L’auteur dénonce à travers cet exemple le fait qu’à vouloir tout transformer, l’Homme dénature tout, même l’essentiel, conduisant alors à commettre des absurdités.
Le narrateur semble satisfait de cette nouvelle ère. Ce nouveau mode de production est valorisé. La viande est décrite comme « parfaite ». Grâce aux progrès techniques, la croissance des plantes se fait rapidement et les récoltes peuvent se faire toute l’année.
Cette nouvelle société est en quête de perfection et d’efficacité. On n’accepte plus les aléas de la nature et sa lenteur.
Derrière les propos d’un narrateur en apparence satisfait se cache la critique de l’auteur, opposé à l’industrialisation et aux progrès absurdes de la technique. Barjavel donne donc un aperçu de ce vers quoi la société tend si elle ne prête pas attention aux conséquences de ces progrès scientifiques et technologiques.
Conclusion :
La première des révolutions industrielles au XIXe siècle marque le début de profonds changements dans les paysages et impacte également les modes de vie. L’industrialisation de la société a fait basculer les pays dans une nouvelle ère.
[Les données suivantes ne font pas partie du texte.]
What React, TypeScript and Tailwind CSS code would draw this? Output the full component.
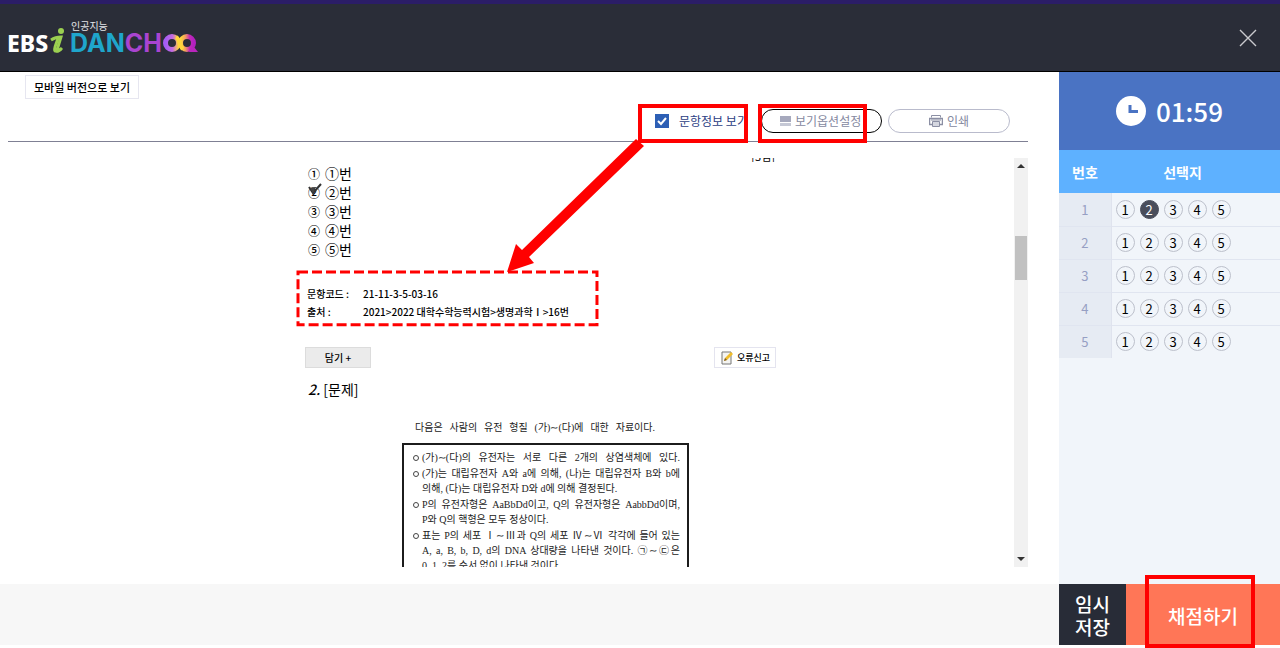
const options = ['①', '②', '③', '④', '⑤']
const questions = [1, 2, 3, 4, 5]
const choices = [1, 2, 3, 4, 5]

const passage = [
  ['(가)∼(다)의 유전자는 서로 다른 2개의 상염색체에 있다.'],
  ['(가)는 대립유전자 A와 a에 의해, (나)는 대립유전자 B와 b에', '의해, (다)는 대립유전자 D와 d에 의해 결정된다.'],
  ['P의 유전자형은 AaBbDd이고, Q의 유전자형은 AabbDd이며,', 'P와 Q의 핵형은 모두 정상이다.'],
  [
    '표는 P의 세포 Ⅰ∼Ⅲ과 Q의 세포 Ⅳ∼Ⅵ 각각에 들어 있는',
    'A, a, B, b, D, d의 DNA 상대량을 나타낸 것이다. ㉠∼㉢은',
    '0, 1, 2를 순서 없이 나타낸 것이다.',
  ],
]

function Logo() {
  return (
    <svg width="192" height="36" viewBox="0 0 192 36" className="overflow-visible" role="img" aria-label="EBSi DANCHOO">
      <defs>
        <linearGradient id="ringLeft" x1="0" y1="0" x2="1" y2="0">
          <stop offset="0" stopColor="#a65cf5" />
          <stop offset="0.55" stopColor="#c56be0" />
          <stop offset="1" stopColor="#ffd23e" />
        </linearGradient>
        <linearGradient id="ringRight" x1="0" y1="0" x2="1" y2="0">
          <stop offset="0" stopColor="#ffdb3a" />
          <stop offset="0.35" stopColor="#f5a45a" />
          <stop offset="0.7" stopColor="#c42ab8" />
          <stop offset="1" stopColor="#b320c0" />
        </linearGradient>
      </defs>
      <text x="-1" y="32" fill="#fff" fontSize="23" fontWeight="800" fontFamily="Noto Sans, sans-serif">EBS</text>
      <path d="M43 20c3-2 6-3 10-3l-4 13c0 2 2 1 4-1" fill="none" stroke="#9bd051" strokeWidth="3" />
      <path d="M50 18c-1 5-5 11-3 13 2 1 5-1 7-3" fill="none" stroke="#9bd051" strokeWidth="3" />
      <circle cx="53" cy="11" r="3" fill="#9bd051" />
      <text x="63" y="10" fill="#e4e5e8" fontSize="10" fontFamily="Noto Sans CJK KR, sans-serif">인공지능</text>
      <text x="62" y="32" fontSize="25" fontWeight="700" fontFamily="Inter, sans-serif">
        <tspan fill="#1fa5cb">DAN</tspan><tspan fill="#a944d0">CH</tspan>
      </text>
      <circle cx="164" cy="23" r="6.500" fill="none" stroke="url(#ringLeft)" strokeWidth="5" />
      <circle cx="179" cy="23" r="6.500" fill="none" stroke="url(#ringRight)" strokeWidth="5" />
      <path d="M168 17c4 2 3 9 7 12" fill="none" stroke="#ffd53c" strokeWidth="4" />
      <path d="M182 29l4-2 4 5h-9z" fill="#b925bd" />
    </svg>
  )
}

function Header() {
  return (
    <header className="flex h-18 shrink-0 items-center justify-between border-t-4 border-b border-t-[#2b1d67] border-b-black bg-[#2a2d38] pr-5 pl-2">
      <a href="#home">
        <Logo />
      </a>
      <button type="button" aria-label="닫기" className="p-1">
        <svg className="size-4 overflow-visible" viewBox="0 0 16 16" stroke="#c9cace" strokeWidth="1.4">
          <path d="M0 0l16 16M16 0L0 16" />
        </svg>
      </button>
    </header>
  )
}

function Toolbar() {
  return (
    <div className="relative mr-[31px] ml-2 shrink-0 border-b border-[#7f8094] pt-[3px]">
      <button type="button" className="ml-[17px] block h-6 border border-[#e6e6f0] px-2 text-[11px] leading-none font-medium text-black">
        모바일 버전으로 보기
      </button>
      <div className="mt-[10px] mb-2 flex h-6 items-center justify-end gap-1.5 pr-[18px] text-xs">
        <div className="relative mr-[10px] flex items-center">
          <input id="info" type="checkbox" defaultChecked className="size-[14px] appearance-none bg-[#2d5fb5]" />
          <svg className="pointer-events-none absolute left-0 size-[14px]" viewBox="0 0 14 14" fill="none" stroke="#fff" strokeWidth="2">
            <path d="M3 7l3 3 5-6" />
          </svg>
          <label htmlFor="info" className="ml-[10px] w-[66px] overflow-hidden whitespace-nowrap text-[#2c4083]">
            문항정보 보기
          </label>
          <span className="absolute -top-[9px] -right-[3px] -left-[17px] h-[39px] border-4 border-[#ff0000]" />
        </div>
        <div className="relative">
          <button type="button" className="flex h-6 w-[121px] items-center gap-1 rounded-full border border-black pl-[18px] text-[#85899f]">
            <svg width="11" height="10" viewBox="0 0 11 10">
              <path fill="#a6a9bd" d="M0 0h11v6H0z" />
              <path fill="#c5c8d5" d="M0 7h11v3H0z" />
            </svg>
            보기옵션설정
          </button>
          <span className="absolute -top-[5px] -left-[3px] h-[39px] w-[109px] border-4 border-[#ff0000]" />
        </div>
        <button type="button" className="flex h-6 w-[122px] items-center justify-center gap-1 rounded-full border border-[#b9bbcc] text-[#85899f]">
          <svg width="14" height="12" viewBox="0 0 14 12" fill="none" stroke="#8b8fa4">
            <path d="M2.500 2.500v-2h9v2" />
            <path d="M3 9.500H.5v-6h13v6H11" strokeWidth="1.500" />
            <path d="M3.500 6.500h7v5h-7z" fill="#d5d7e0" />
            <path d="M2 5h10" />
          </svg>
          인쇄
        </button>
      </div>
    </div>
  )
}

function AnswerOptions() {
  return (
    <ul className="mt-0.5 pl-[3px] text-black">
      {options.map((mark, i) => (
        <li key={mark} className="h-[19px]">
          <label className="relative flex w-fit items-center gap-[5px] text-sm leading-[19px]">
            <input type="radio" name="answer" defaultChecked={i === 1} className="sr-only" />
            <span className="text-xs leading-[19px] font-medium">{mark}</span>
            <span>{mark}번</span>
            {i === 1 && (
              <svg className="absolute top-px left-0 overflow-visible" width="14" height="14" viewBox="0 0 14 14">
                <path d="M1 3l4 6 8-9" fill="none" stroke="#333" strokeWidth="2" />
                <path d="M2 4l6-1-3 6z" fill="#444" />
              </svg>
            )}
          </label>
        </li>
      ))}
    </ul>
  )
}

function QuestionInfo() {
  return (
    <div className="relative -ml-[9px] mt-3 h-14 w-[302px] pt-[14px] pl-[11px] text-[10px] leading-[18px] font-medium text-black">
      <svg className="absolute inset-0 size-full overflow-visible">
        <rect x="2" y="1" width="99%" height="94%" fill="none" stroke="#ff0000" strokeWidth="3" strokeDasharray="10 4" />
      </svg>
      <dl className="relative grid grid-cols-[56px_1fr]">
        <dt>문항코드 :</dt>
        <dd>21-11-3-5-03-16</dd>
        <dt>출처 :</dt>
        <dd className="whitespace-nowrap">2021&gt;2022 대학수학능력시험&gt;생명과학Ⅰ&gt;16번</dd>
      </dl>
    </div>
  )
}

function Scrollbar() {
  return (
    <div className="flex w-[14px] shrink-0 flex-col items-center justify-between bg-[#f1f1f1] py-1.5">
      <svg width="8" height="4" viewBox="0 0 8 4">
        <path d="M4 0l4 4H0z" fill="#333" />
      </svg>
      <div className="flex w-full flex-1 flex-col items-center pt-[68px]">
        <div className="h-11 w-3 bg-[#c1c1c1]" />
      </div>
      <svg width="8" height="4" viewBox="0 0 8 4">
        <path d="M4 4l4-4H0z" fill="#333" />
      </svg>
    </div>
  )
}

function Passage() {
  return (
    <div className="mt-[21px] ml-[97px] w-[287px] font-['Liberation_Serif','Noto_Sans_CJK_KR',serif] text-[10px] leading-[15px] text-[#222]">
      <p className="ml-[13px] w-60 [text-align-last:justify]">다음은 사람의 유전 형질 (가)∼(다)에 대한 자료이다.</p>
      <ul className="mt-2 flex h-60 flex-col gap-px border-2 border-[#1c1c1c] pt-[5px] pr-[7px] pl-[9px]">
        {passage.map((lines, n) => (
          <li key={n} className="flex gap-[3px]">
            <span className="mt-[5px] size-1.5 shrink-0 rounded-full border border-[#444]" />
            <p className="flex-1">
              {lines.map((line, i) => (
                <span key={line} className={i > 0 && i === lines.length - 1 ? 'block' : 'block [text-align-last:justify]'}>
                  {line}
                </span>
              ))}
            </p>
          </li>
        ))}
      </ul>
    </div>
  )
}

function QuestionPaper() {
  return (
    <div className="mt-4 mr-[31px] mb-[17px] ml-2 flex min-h-0 flex-1">
      <div className="flex-1 overflow-hidden">
        <div className="ml-[297px] w-[471px]">
          <div className="flex h-1 items-end justify-end overflow-hidden pr-px text-[11px] leading-3">[3점]</div>
          <AnswerOptions />
          <QuestionInfo />
          <div className="mt-5 flex justify-between">
            <button type="button" className="h-[21px] w-[66px] border border-[#dcdcdc] bg-[#ebebeb] text-[10px] leading-none font-medium text-black">
              담기 +
            </button>
            <button type="button" className="flex h-[21px] w-[62px] items-center gap-1 border border-[#e4e4ef] pl-1.5 text-[9px] font-medium whitespace-nowrap text-black">
              <svg width="12" height="14" viewBox="0 0 12 14" className="shrink-0">
                <path d="M1 1h9v12H1z" fill="#f4f4f2" stroke="#777" />
                <path d="M3 10l1-3 6-6 2 2-6 6z" fill="#f0bd2c" />
                <path d="M3 10l1-3 2 2z" fill="#7b5a2b" />
              </svg>
              오류신고
            </button>
          </div>
          <p className="mt-[11px] pl-[3px] text-sm leading-5 text-black">
            <i className="font-medium">2.</i> [문제]
          </p>
          <Passage />
        </div>
      </div>
      <Scrollbar />
    </div>
  )
}

function AnswerSheet() {
  return (
    <aside className="flex w-[221px] shrink-0 flex-col bg-[#f1f5fa]">
      <div className="flex h-[78px] items-center justify-center gap-[10px] bg-[#4a73c3] text-white">
        <svg width="30" height="30" viewBox="0 0 30 30">
          <circle cx="15" cy="15" r="15" fill="#fff" />
          <path d="M14 9v6.500h8" fill="none" stroke="#4a73c3" strokeWidth="3" />
        </svg>
        <span className="text-[26px] leading-none font-medium">01:59</span>
      </div>
      <table className="w-full border-collapse">
        <thead>
          <tr className="h-[43px] bg-[#5eb1ff] text-sm text-white">
            <th className="w-[52px] font-bold">번호</th>
            <th className="pr-[26px] font-bold">선택지</th>
          </tr>
        </thead>
        <tbody>
          {questions.map((q) => (
            <tr key={q} className="h-[33px] border-b border-[#e0e5f0] last:border-0">
              <th className="border-r border-[#dfe3ee] bg-[#e6ebf3] text-[13px] font-normal text-[#969fc3]">{q}</th>
              <td className="pl-1">
                <div className="flex gap-[5px]">
                  {choices.map((c) => (
                    <label
                      key={c}
                      className="relative flex size-[19px] items-center justify-center rounded-full border border-[#bcc0cb] text-[13px] leading-none text-black has-checked:border-[#494d5b] has-checked:bg-[#494d5b] has-checked:text-white"
                    >
                      <input type="radio" name={`q${q}`} defaultChecked={q === 1 && c === 2} className="sr-only" />
                      {c}
                    </label>
                  ))}
                </div>
              </td>
            </tr>
          ))}
        </tbody>
      </table>
    </aside>
  )
}

function Footer() {
  return (
    <footer className="mb-[3px] flex h-[61px] shrink-0 bg-[#f7f7f7]">
      <div className="flex-1" />
      <button type="button" className="w-[67px] bg-[#282c37] px-3 text-[19px] leading-[23px] font-medium text-white">
        임시 저장
      </button>
      <button type="button" className="relative w-[154px] bg-[#ff7657] pt-1 text-[19px] font-medium text-white">
        채점하기
        <span className="absolute -top-[9px] left-[19px] h-[73px] w-[110px] border-4 border-[#ff0000]" />
      </button>
    </footer>
  )
}

export default function App() {
  return (
    <div className="flex h-screen min-h-[640px] flex-col bg-white font-['Noto_Sans_CJK_KR','Noto_Sans',sans-serif]">
      <Header />
      <div className="flex min-h-0 flex-1">
        <main className="relative flex min-w-0 flex-1 flex-col">
          <Toolbar />
          <QuestionPaper />
          <svg className="pointer-events-none absolute top-[66px] left-[507px]" width="138" height="134" viewBox="0 0 138 134">
            <path d="M129 1L137 8 22 119l5 6L0 134l9-28 6 6z" fill="#ff0000" />
          </svg>
        </main>
        <AnswerSheet />
      </div>
      <Footer />
    </div>
  )
}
Mais si les révolutions industrielles ont apporté sans conteste de nombreux progrès techniques, l’exploitation industrielle de ces avancées engendre de plus en plus de pollution visuelle, auditive et surtout environnementale. Nous pouvons alors légitimement nous demander jusqu’à quel point la science et la technique transformeront notre environnement et nos vies.